By doing so, he bypassed the opportunity to question defense witnesses in advance of the trial.

“It was a close call, probably 51-49,” Amendola said afterward, while standing before a bank of cameras in front of the Courthouse. “We debated that, we really considered that aspect. We felt that we were giving that part of our case up, but we were getting something in return. And what we were getting in return was not rehashing the allegations on tonight's newscast without really having the ability to test credibility (of witnesses).”

The prosecution has also agreed to expedite discovery and, according to Amendola, allow Sandusky to turn himself in (as opposed to being arrested at his home) should further charges be filed against him.

As part of the agreement to waive the hearing, Sandusky will remain out of jail on $500,000 cash bond. However, he is still considered to be under house arrest (and must wear a monitoring anklet) and adhere to strict rules regarding contract with children and alleged victims.

Senior Deputy Attorney General Marc Costanzo said the agreement will prevent witnesses from having to testify twice.

“The waiver means that the victims in the case, although they were ready to testify today, will not testify and will not be cross-examined at this time,” Costanzo said.

Slade McLaughlin, an attorney for alleged “Victim No. 1” in the case, said the last-minute waiver was, “Surprising, shocking.”

“You look around here, you see hundreds of people and (expensive) equipment,” he added. “I can't believe this is a decision that was made just this morning. This had to be a decision that was made last evening, at least. I think they could have given everyone the courtesy of sparing all of this by letting everyone know ahead of time it's not going to go down.”

McLaughlin said his client was prepared to testify Tuesday and will testify if and when the case goes to trial. But he was skeptical it would get that far.

“My own gut feeling is that there's going to be a plea deal,” he said. “I don't think Joe Amendola would have given up the opportunity to sit with these witnesses … hear what they have to say, assess them as witnesses and be able to use some of this testimony in cross examination at trial. You don't give up that right if you have an intent to go to trial.”

Amendola said he told prosecutors of his plan to waive the preliminary hearing Monday night. But since the actual waiver could not be signed until court opened Tuesday morning -- and Sandusky could have changed his mind at any time -- the prosecution had to proceed as planned, including having witnesses who were prepared to testify.

Sandusky, dressed in a back suit and maroon tie, entered Courtroom 1 through the same entrance the public used.

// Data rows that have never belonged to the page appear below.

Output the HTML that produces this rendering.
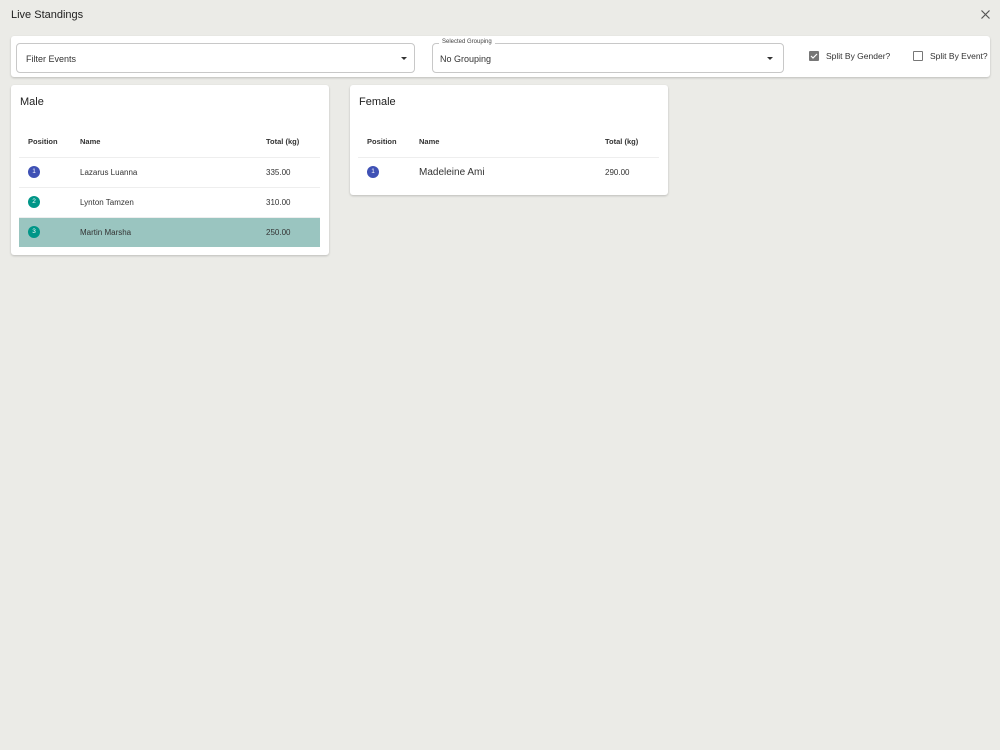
<!DOCTYPE html>
<html><head><style>
*{box-sizing:border-box;margin:0;padding:0}
body{width:1000px;height:750px;background:#ebebe7;font-family:"Liberation Sans",sans-serif;color:#212121;position:relative;overflow:hidden}
.abs{position:absolute;white-space:nowrap}
.card{position:absolute;background:#fff;border-radius:3px;box-shadow:0 1px 2px rgba(0,0,0,.2)}
.field{position:absolute;border:1px solid #c8c8c8;border-radius:4px;height:30px;top:7px;font-size:9px;color:#333}
.field span{position:absolute;left:9px;top:10px}
.arr{position:absolute;top:13px;width:0;height:0;border-left:3.5px solid transparent;border-right:3.5px solid transparent;border-top:3.5px solid #333}
.row{position:absolute;left:8px;width:301px;height:30px;border-top:1px solid #eee;font-size:8px;color:#333;white-space:nowrap}
.row div{position:absolute;top:10px}
.badge{position:absolute;left:9px;top:8px!important;width:12px;height:12px;border-radius:50%;color:#fff;font-size:6.5px;text-align:center;line-height:12px}
.h{position:absolute;top:52px;font-size:7.5px;font-weight:bold;color:#333}
</style></head><body>
<div class="abs" style="left:11px;top:9px;font-size:11px">Live Standings</div>
<svg class="abs" style="left:981px;top:10px" width="9" height="9"><path d="M0.5 0.5L8.5 8.5M8.5 0.5L0.5 8.5" stroke="#555" stroke-width="1.2"/></svg>
<div class="card" style="left:11px;top:36px;width:979px;height:41px">
 <div class="field" style="left:5px;width:399px"><span>Filter Events</span><div class="arr" style="left:384px"></div></div>
 <div class="field" style="left:421px;width:352px"><span style="left:7px">No Grouping</span><div class="arr" style="left:334px"></div>
  <div class="abs" style="left:6px;top:-5px;background:#fff;padding:0 3px;font-size:6px;color:#444">Selected Grouping</div></div>
 <div class="abs" style="left:798px;top:15px;width:10px;height:10px;background:#777;border-radius:1px"><svg width="10" height="10" style="display:block"><path d="M2 5L4 7L8 3" stroke="#fff" stroke-width="1.2" fill="none"/></svg></div>
 <div class="abs" style="left:815px;top:15px;font-size:8.5px;color:#333">Split By Gender?</div>
 <div class="abs" style="left:902px;top:15px;width:10px;height:10px;border:1.3px solid #777;border-radius:1px"></div>
 <div class="abs" style="left:919px;top:15px;font-size:8.5px;color:#333">Split By Event?</div>
</div>
<div class="card" style="left:11px;top:85px;width:318px;height:170px">
 <div class="abs" style="left:9px;top:11px;font-size:11px">Male</div>
 <div class="h" style="left:17px">Position</div><div class="h" style="left:69px">Name</div><div class="h" style="left:255px">Total (kg)</div>
 <div class="row" style="top:72px"><div class="badge" style="background:#3f51b5">1</div><div style="left:61px">Lazarus Luanna</div><div style="left:247px">335.00</div></div>
 <div class="row" style="top:102px"><div class="badge" style="background:#009688">2</div><div style="left:61px">Lynton Tamzen</div><div style="left:247px">310.00</div></div>
 <div class="row" style="top:132px;background:#9ac5c0"><div class="badge" style="background:#009688">3</div><div style="left:61px">Martin Marsha</div><div style="left:247px">250.00</div></div>
</div>
<div class="card" style="left:350px;top:85px;width:318px;height:110px">
 <div class="abs" style="left:9px;top:11px;font-size:11px">Female</div>
 <div class="h" style="left:17px">Position</div><div class="h" style="left:69px">Name</div><div class="h" style="left:255px">Total (kg)</div>
 <div class="row" style="top:72px"><div class="badge" style="background:#3f51b5">1</div><div style="left:61px;top:9px;font-size:10px">Madeleine Ami</div><div style="left:247px">290.00</div></div>
</div>
</body></html>
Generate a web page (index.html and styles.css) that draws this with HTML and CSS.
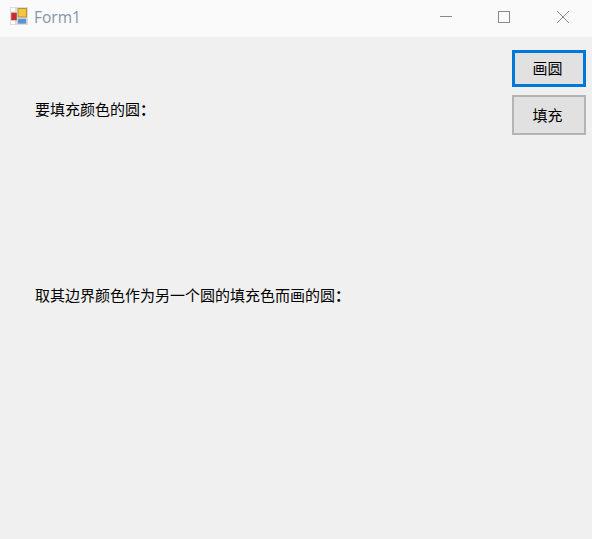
FILE: index.html
```html
<!DOCTYPE html>
<html lang="zh-CN">
<head>
    <meta charset="UTF-8">
    <meta name="viewport" content="width=device-width, initial-scale=1.0">
    <title>Form1</title>
    <link rel="stylesheet" href="styles.css">
</head>
<body>

    <div class="window">
        <div class="titlebar">
            <svg class="app-icon" width="18" height="18" viewBox="0 0 18 18">
                <rect x="0" y="0" width="18" height="18" fill="#dcdcdc"/>
                <rect x="1" y="1" width="4" height="3.5" fill="#fff"/>
                <rect x="1" y="13" width="4" height="4" fill="#fff"/>
                <rect x="1.5" y="6" width="5" height="7" fill="#d0282c" stroke="#9c4a4a" stroke-width="0.6"/>
                <rect x="8" y="1.5" width="8.5" height="8.5" fill="#f5c542" stroke="#a9852a" stroke-width="0.8"/>
                <rect x="8" y="12" width="8" height="4.5" fill="#5a8fd8" stroke="#7fa4d8" stroke-width="0.6"/>
            </svg>
            <span class="title">Form1</span>
            <div class="caption-buttons">
                <button class="caption-btn" type="button">
                    <svg width="14" height="14" viewBox="0 0 14 14"><path d="M0 6.5H12" stroke="#8a8a8a" fill="none"/></svg>
                </button>
                <button class="caption-btn" type="button">
                    <svg width="14" height="14" viewBox="0 0 14 14"><rect x="0.5" y="1.5" width="11" height="11" stroke="#8a8a8a" fill="none"/></svg>
                </button>
                <button class="caption-btn" type="button">
                    <svg width="14" height="14" viewBox="0 0 14 14"><path d="M1 1L13 13M13 1L1 13" stroke="#8a8a8a" fill="none"/></svg>
                </button>
            </div>
        </div>

        <div class="form">
            <div class="labels">
                <p class="label">要填充颜色的圆<span class="colon">：</span></p>
                <p class="label label-second">取其边界颜色作为另一个圆的填充色而画的圆<span class="colon">：</span></p>
            </div>
            <div class="actions">
                <button class="btn btn-focus" type="button">画圆</button>
                <button class="btn" type="button">填充</button>
            </div>
        </div>
    </div>

</body>
</html>
```

FILE: styles.css
```css
* {
    margin: 0;
    padding: 0;
    box-sizing: border-box;
    font-family: "Noto Sans CJK SC", "Liberation Sans", sans-serif;
}

body {
    background-color: #f0f0f0;
    color: #000;
}

.window {
    display: flex;
    flex-direction: column;
    height: 539px;
}

.titlebar {
    display: flex;
    align-items: center;
    height: 37px;
    padding-left: 10px;
    padding-bottom: 3px;
    background-color: #fafafa;
}

.app-icon {
    margin-right: 6px;
    margin-bottom: 2px;
}

.title {
    font-family: "Open Sans", "Liberation Sans", sans-serif;
    font-size: 15.5px;
    color: #8495a8;
}

.caption-buttons {
    display: flex;
    margin-left: auto;
}

.caption-btn {
    display: flex;
    align-items: center;
    justify-content: center;
    width: 58px;
    height: 34px;
    border: none;
    background: none;
}

.form {
    display: flex;
    justify-content: space-between;
    flex: 1;
    padding: 13px 6px 0 35px;
}

.labels {
    padding-top: 48px;
}

.label {
    font-size: 15px;
    line-height: 22px;
}

.colon {
    font-weight: 700;
}

.label-second {
    margin-top: 164px;
}

.actions {
    display: flex;
    flex-direction: column;
    gap: 8px;
    margin-left: -1px;
}

.btn {
    width: 74px;
    height: 40px;
    background-color: #e1e1e1;
    border: 2px solid #b4b4b4;
    font-size: 15px;
    color: #000;
    padding: 0 3px 2px 0;
}

.btn-focus {
    height: 37px;
    border: 3px solid #0078d7;
}
```
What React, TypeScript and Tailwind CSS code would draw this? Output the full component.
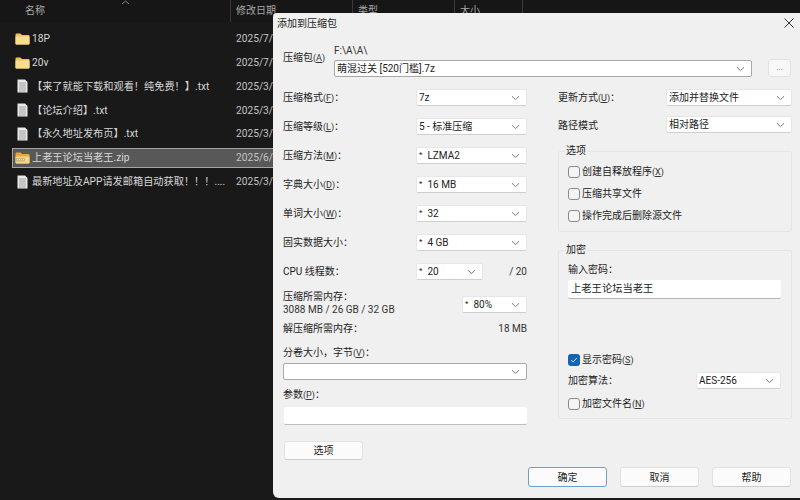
import React from "react";

function Chevron() {
  return (
    <svg width="9" height="6" viewBox="0 0 9 6" fill="none" className="shrink-0">
      <path d="M1 1.2 L4.5 4.6 L8 1.2" stroke="#7a7a7a" strokeWidth="1" />
    </svg>
  );
}

function Sel({ value, className, bordered }: { value?: string; className: string; bordered?: boolean }) {
  const star = value?.startsWith("* ");
  return (
    <div
      className={`h-[17px] flex items-center justify-between pl-[2px] pr-[6px] bg-white rounded-[2px] text-[10px] text-[#1c1c1c] shrink-0 ${
        bordered ? "border border-[#a8a8a8]" : "border border-[#e6e6e6] border-b-[#cfcfcf]"
      } ${className}`}
    >
      <span className="whitespace-pre flex items-center">
        {star ? <span className="text-[8px] mr-[5px] -translate-y-[1px]">*</span> : null}
        {star ? value?.slice(2).trim() : value}
      </span>
      <Chevron />
    </div>
  );
}

function U({ k }: { k: string }) {
  return (
    <span className="text-[9px] text-[#333]">
      (<span className="underline">{k}</span>)
    </span>
  );
}

function Row({ label, value }: { label: React.ReactNode; value: string }) {
  return (
    <div className="flex items-center h-[17px]">
      <div className="w-[133px] text-[10px] text-[#1c1c1c]">{label}</div>
      <Sel value={value} className="w-[111px]" />
    </div>
  );
}

function RightRow({ label, value }: { label: React.ReactNode; value: string }) {
  return (
    <div className="flex items-center h-[17px]">
      <div className="w-[108px] text-[10px] text-[#1c1c1c] pt-[1px]">{label}</div>
      <Sel value={value} className="w-[126px]" />
    </div>
  );
}

function Check({ label, checked, className }: { label: React.ReactNode; checked?: boolean; className?: string }) {
  return (
    <div className={`flex items-center h-[13px] gap-[2px] text-[10px] text-[#1c1c1c] ${className ?? ""}`}>
      {checked ? (
        <div className="w-[12px] h-[12px] rounded-[3px] bg-[#1464b4] flex items-center justify-center shrink-0">
          <svg width="8" height="8" viewBox="0 0 8 8" fill="none">
            <path d="M1.2 4.2 L3.2 6 L6.8 2" stroke="#cfe3f7" strokeWidth="1" />
          </svg>
        </div>
      ) : (
        <div className="w-[12px] h-[12px] rounded-[3px] bg-[#f4f4f4] border border-[#8a8a8a] shrink-0" />
      )}
      <span>{label}</span>
    </div>
  );
}

function Btn({ label, className, primary }: { label: string; className: string; primary?: boolean }) {
  return (
    <div
      className={`flex items-center justify-center bg-[#fbfbfb] rounded-[3px] text-[10px] text-[#1c1c1c] ${
        primary ? "border border-[#6f9fc8]" : "border border-[#e2e2e2] border-b-[#cdcdcd]"
      } ${className}`}
    >
      {label}
    </div>
  );
}

function FolderIcon() {
  return (
    <svg width="15" height="12" viewBox="0 0 15 12" className="shrink-0">
      <path d="M0.5 1.5 Q0.5 0.5 1.5 0.5 H5.5 L7 2 H13.5 Q14.5 2 14.5 3 V10.5 Q14.5 11.5 13.5 11.5 H1.5 Q0.5 11.5 0.5 10.5 Z" fill="#f2c14e" />
      <path d="M0.5 3.6 H14.5 V10.5 Q14.5 11.5 13.5 11.5 H1.5 Q0.5 11.5 0.5 10.5 Z" fill="#fbdf88" />
    </svg>
  );
}

function ZipIcon() {
  return (
    <svg width="15" height="12" viewBox="0 0 15 12" className="shrink-0">
      <path d="M0.5 1.5 Q0.5 0.5 1.5 0.5 H5.5 L7 2 H13.5 Q14.5 2 14.5 3 V10.5 Q14.5 11.5 13.5 11.5 H1.5 Q0.5 11.5 0.5 10.5 Z" fill="#e8a93a" />
      <path d="M0.5 4.5 H14.5 V10.5 Q14.5 11.5 13.5 11.5 H1.5 Q0.5 11.5 0.5 10.5 Z" fill="#f7d87e" />
      <rect x="1" y="6" width="9" height="3.5" fill="#c9b27a" />
      <path d="M2 7.7 H9" stroke="#f4efe0" strokeWidth="1" strokeDasharray="1 1" />
    </svg>
  );
}

function DocIcon() {
  return (
    <svg width="15" height="14" viewBox="0 0 15 14" className="shrink-0">
      <path d="M2.5 0.5 H10 L12.5 3 V13.5 H2.5 Z" fill="#e9e9e9" />
      <path d="M4 4 H11 M4 6 H11 M4 8 H11 M4 10 H11 M4 12 H11" stroke="#8f8f8f" strokeWidth="0.8" />
    </svg>
  );
}

const files: { name: string; date: string; kind: "folder" | "doc" | "zip" }[] = [
  { name: "18P", date: "2025/7/1 12:00", kind: "folder" },
  { name: "20v", date: "2025/7/1 12:00", kind: "folder" },
  { name: "【来了就能下载和观看！纯免费！】.txt", date: "2025/3/1 12:00", kind: "doc" },
  { name: "【论坛介绍】.txt", date: "2025/3/1 12:00", kind: "doc" },
  { name: "【永久地址发布页】.txt", date: "2025/3/1 12:00", kind: "doc" },
  { name: "上老王论坛当老王.zip", date: "2025/6/1 12:00", kind: "zip" },
  { name: "最新地址及APP请发邮箱自动获取！！！....", date: "2025/3/1 12:00", kind: "doc" },
];

export default function App() {
  return (
    <div className="relative w-[800px] h-[500px] overflow-hidden bg-[#191919] font-['Roboto','Noto_Sans_CJK_SC',sans-serif]">
      {/* Explorer */}
      <div className="relative flex h-[22px] text-[10px] leading-[22px] text-[#a8a8a8] bg-[#161616]">
        <div className="w-[231px] pl-[25px] border-r border-[#3a3a3a]">名称</div>
        <div className="w-[122px] pl-[5px] border-r border-[#3a3a3a]">修改日期</div>
        <div className="w-[102px] pl-[5px] border-r border-[#3a3a3a]">类型</div>
        <div className="w-[68px] pl-[5px] border-r border-[#3a3a3a]">大小</div>
        <svg width="9" height="5" viewBox="0 0 9 5" fill="none" className="absolute left-[121px] top-0">
          <path d="M1 4 L4.5 1 L8 4" stroke="#888" strokeWidth="1" />
        </svg>
      </div>
      <div className="pt-[5px] flex flex-col text-[10.2px] text-[#d8d8d8]">
        {files.map((f) => (
          <div key={f.name} className="flex items-center h-[23.8px] ml-[12px] w-[270px]">
            <div
              className={`flex items-center w-full h-[20px] ${
                f.kind === "zip" ? "bg-[#585858] border border-[#a5a5a5] pl-[2px]" : "pl-[3px]"
              }`}
            >
              <div className="w-[17px] flex items-center shrink-0">
                {f.kind === "folder" ? <FolderIcon /> : f.kind === "zip" ? <ZipIcon /> : <DocIcon />}
              </div>
              <div className="w-[204px] shrink-0 whitespace-nowrap overflow-hidden">{f.name}</div>
              <div className="whitespace-nowrap text-[#c4c4c4]">{f.date}</div>
            </div>
          </div>
        ))}
      </div>

      {/* Dialog */}
      <div className="absolute left-[273px] top-[13px] w-[527px] h-[485px] bg-[#f0f0f0] rounded-tl-[4px] rounded-bl-[6px] flex flex-col text-[#1c1c1c]">
        <div className="h-[20px] shrink-0 flex items-center justify-between pl-[4px] pr-[6px] text-[10px]">
          <span>添加到压缩包</span>
          <svg width="10" height="10" viewBox="0 0 10 10" fill="none">
            <path d="M0.5 0.5 L9.5 9.5 M9.5 0.5 L0.5 9.5" stroke="#333" strokeWidth="1" />
          </svg>
        </div>

        <div className="flex pl-[10px] mt-[11px]">
          <div className="w-[51px] text-[10px] pt-[7px] leading-[14px]">
            压缩包<U k="A" />
          </div>
          <div className="flex flex-col">
            <div className="h-[14px] leading-[14px] text-[10px] text-[#333]">F:\A\A\</div>
            <div className="flex mt-[2px]">
              <Sel value="萌混过关 [520门槛].7z" bordered className="w-[418px]" />
              <div className="w-[23px] h-[18px] ml-[16px] -mt-[1px] bg-[#f8f8f8] border border-[#e2e2e2] rounded-[3px] flex items-center justify-center text-[9px] text-[#777]">
                ...
              </div>
            </div>
          </div>
        </div>

        <div className="flex pl-[10px] mt-[12px]">
          {/* Left column */}
          <div className="w-[244px] flex flex-col">
            <div className="flex flex-col gap-[12px]">
              <Row label={<>压缩格式<U k="F" />：</>} value="7z" />
              <Row label={<>压缩等级<U k="L" />：</>} value="5 - 标准压缩" />
              <Row label={<>压缩方法<U k="M" />：</>} value="* LZMA2" />
              <Row label={<>字典大小<U k="D" />：</>} value="* 16 MB" />
              <Row label={<>单词大小<U k="W" />：</>} value="* 32" />
              <Row label="固实数据大小：" value="* 4 GB" />
              <div className="flex items-center h-[17px]">
                <div className="w-[133px] text-[10px]">CPU 线程数：</div>
                <Sel value="* 20" className="w-[67px]" />
                <div className="flex-1 text-right text-[10px] text-[#333]">/ 20</div>
              </div>
            </div>
            <div className="flex justify-between mt-[10px] h-[26px]">
              <div className="text-[10px] leading-[13px]">
                <div>压缩所需内存：</div>
                <div className="text-[#333] whitespace-nowrap">3088 MB / 26 GB / 32 GB</div>
              </div>
              <Sel value="* 80%" className="w-[65px] mt-[6px]" />
            </div>
            <div className="flex justify-between mt-[6px] h-[14px] leading-[14px] text-[10px]">
              <span>解压缩所需内存：</span>
              <span className="text-[#333]">18 MB</span>
            </div>
            <div className="mt-[10px] h-[14px] leading-[14px] text-[10px]">
              分卷大小，字节<U k="V" />：
            </div>
            <Sel bordered className="w-[244px] mt-[3px]" />
            <div className="mt-[8px] h-[14px] leading-[14px] text-[10px]">
              参数<U k="P" />：
            </div>
            <div className="w-[243px] ml-[1px] h-[18px] mt-[5px] bg-white border-b border-[#bdbdbd] rounded-[2px]" />
            <Btn label="选项" className="w-[79px] h-[19px] ml-[1px] mt-[16px]" />
          </div>

          {/* Right column */}
          <div className="w-[234px] ml-[31px] flex flex-col">
            <div className="flex flex-col gap-[10px]">
              <RightRow label={<>更新方式<U k="U" />：</>} value="添加并替换文件" />
              <RightRow label="路径模式" value="相对路径" />
            </div>
            <fieldset className="mt-[11px] h-[88px] border border-[#e5e5e5] rounded-[2px] pl-[9px] pr-[10px]">
              <legend className="-ml-[3px] px-[1px] h-[14px] leading-[14px] text-[10px]">选项</legend>
              <div className="flex flex-col gap-[9px] pt-[7px]">
                <Check label={<>创建自释放程序<U k="X" /></>} />
                <Check label="压缩共享文件" />
                <Check label="操作完成后删除源文件" />
              </div>
            </fieldset>
            <fieldset className="mt-[11px] h-[176px] border border-[#e5e5e5] rounded-[2px] pl-[9px] pr-[10px]">
              <legend className="-ml-[3px] px-[1px] h-[14px] leading-[14px] text-[10px]">加密</legend>
              <div className="flex flex-col pt-[6px]">
                <div className="h-[14px] leading-[14px] text-[10px]">输入密码：</div>
                <div className="mt-[3px] h-[19px] bg-white border-b border-[#b5b5b5] rounded-[2px] flex items-center pl-[3px] text-[10.3px]">
                  上老王论坛当老王
                </div>
                <Check checked label={<>显示密码<U k="S" /></>} className="mt-[54px]" />
                <div className="flex items-center justify-between h-[17px] mt-[6px]">
                  <span className="text-[10px]">加密算法：</span>
                  <Sel value="AES-256" className="w-[85px]" />
                </div>
                <Check label={<>加密文件名<U k="N" /></>} className="mt-[8px]" />
              </div>
            </fieldset>
          </div>
        </div>

        <div className="flex justify-end gap-[13px] pr-[9px] mt-[7px]">
          <Btn primary label="确定" className="w-[79px] h-[20px]" />
          <Btn label="取消" className="w-[79px] h-[20px]" />
          <Btn label="帮助" className="w-[79px] h-[20px]" />
        </div>
      </div>
    </div>
  );
}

After meeting with Amendola in a room behind the bench, he emerged briefly before the aforementioned meeting with the prosecution took place.

Shortly before the hearing began, Sandusky took his chair at the defendant's table. Hunched over in his seat, he did not seem to realize his family had entered the room. When Amendola told him, Sandusky turned to his wife, Dottie, and smiled.

Amendola met with the family for a minute or so before the proceedings started.

Later, when talking to the media in the extended press conference outside the Courthouse, Amendola insisted time and again that there would be no plea deal. He also took repeated shots at Mike McQueary, the former PSU football coach who, as a graduate assistant for the program in 2002, allegedly saw Sandusky molesting a boy in a shower at the Lasch Football Building on campus.

It is believed McQueary was scheduled to testify Tuesday, as well.

Amendola said McQueary “was the Commonwealth's centerpiece,” but that apparent inconsistencies between his grand jury testimony and recent stories that have come out have made him less important.

“What's his motive? I don't know,” Amendola said. “We'll find out. But we don't need to find out today because we have enough inconsistencies at this point to totally wipe him off the case.”

McQueary has yet to comment publicly on the Sandusky scandal. But he is expected to be a witness at the preliminary hearings for former Penn State athletic director Tim Curley and school vice president Gary Schultz in Dauphin County Friday. Both men are charged with perjury for allegedly lying to the grand jury investigating Sandusky.

Besides his wife, four of Sandusky's six adopted children were at the hearing. Included were sons E.J. and Jon, both of whom played football at Penn State.

The family seemed to be in good spirits while in the courtroom, as several said hello to a reporter they knew.

Amendola said Sandusky probably will not be back in a courtroom until a trial starts. He estimated that happening in late summer or early fall of 2012.